WHAT YOU NEED TO DO:
Go over the entries below line by line, copying each one that contains the word "React".
--- Start of EXERCISE INPUTS ---
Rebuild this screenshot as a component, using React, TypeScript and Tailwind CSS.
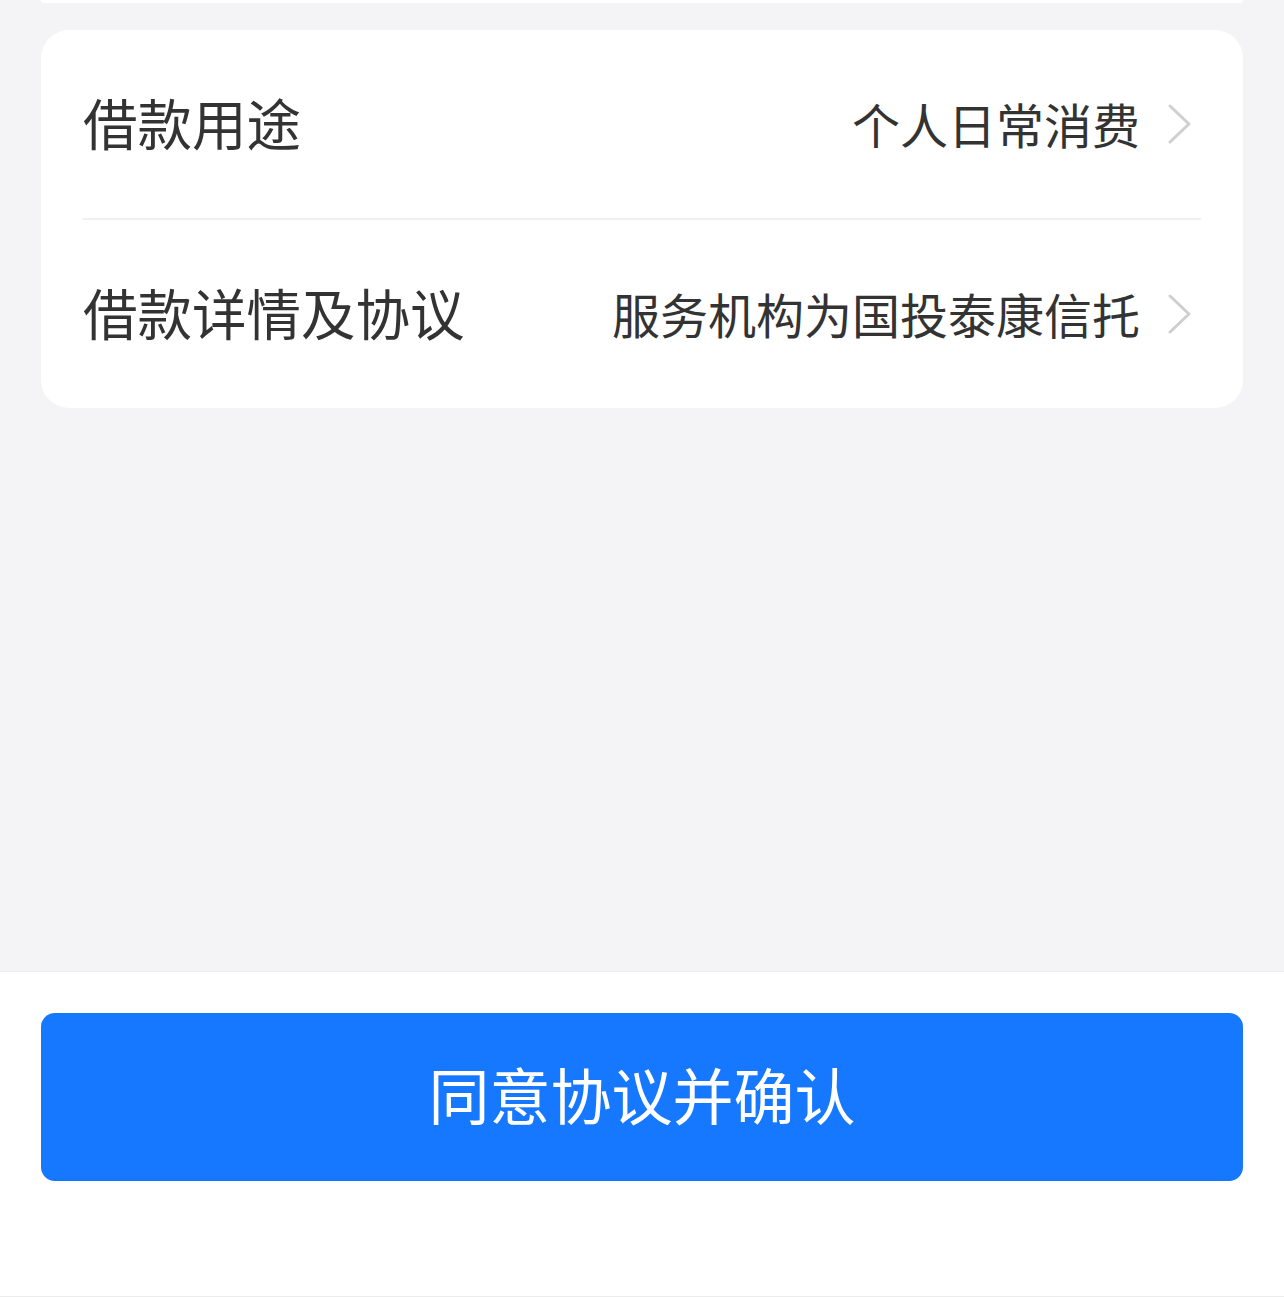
const rows = [
  { label: "借款用途", value: "个人日常消费" },
  { label: "借款详情及协议", value: "服务机构为国投泰康信托" },
];

function Chevron() {
  return (
    <svg width="42" height="42" viewBox="0 0 42 42" fill="none" stroke="#cfcfcf" strokeWidth="3" strokeLinecap="round" strokeLinejoin="round" className="shrink-0">
      <path d="M11 3l19 18-19 18" />
    </svg>
  );
}

export default function App() {
  return (
    <div
      className="h-[1297px] w-full flex flex-col bg-[#f4f4f6] text-[#333]"
      style={{ fontFamily: '"Noto Sans CJK SC", "Noto Sans", sans-serif' }}
    >
      {/* ─── Previous card (cut off) ─────────────────────────── */}
      <div className="mx-[41px] h-[3px] bg-white rounded-b-[3px]" />

      {/* ─── Info card ───────────────────────────────────────── */}
      <div className="mx-[41px] mt-[27px] bg-white rounded-[28px]">
        {rows.map((r, i) => (
          <div key={r.label}>
            {i > 0 && <div className="mx-[42px] h-[2px] bg-[#f0f0f0]" />}
            <div className="h-[188px] px-[42px] flex items-center">
              <span className="text-[54.5px] leading-none flex-1 pb-[4px]">{r.label}</span>
              <span className="text-[48px] leading-none mr-[19px] pb-[3px]">{r.value}</span>
              <Chevron />
            </div>
          </div>
        ))}
      </div>

      <div className="flex-1" />

      {/* ─── Footer ──────────────────────────────────────────── */}
      <div className="h-[326px] bg-white border-t border-[#ececec] border-b pt-[41px] px-[41px]">
        <button className="w-full h-[168px] rounded-[14px] bg-[#1677ff] text-white text-[61px] leading-none flex items-center justify-center pb-[8px]">
          同意协议并确认
        </button>
      </div>
    </div>
  );
}
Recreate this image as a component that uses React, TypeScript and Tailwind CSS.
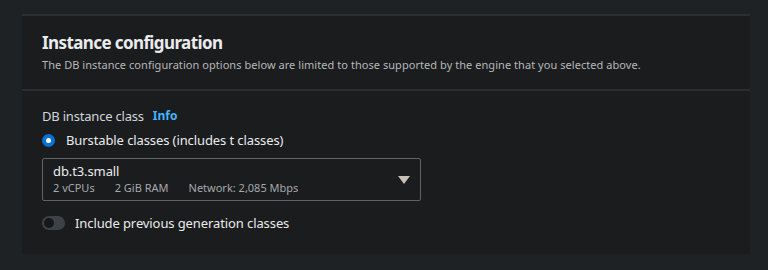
--- End of EXERCISE INPUTS ---
REPLY:
Rebuild this screenshot as a component, using React, TypeScript and Tailwind CSS.
Recreate this image as a component that uses React, TypeScript and Tailwind CSS.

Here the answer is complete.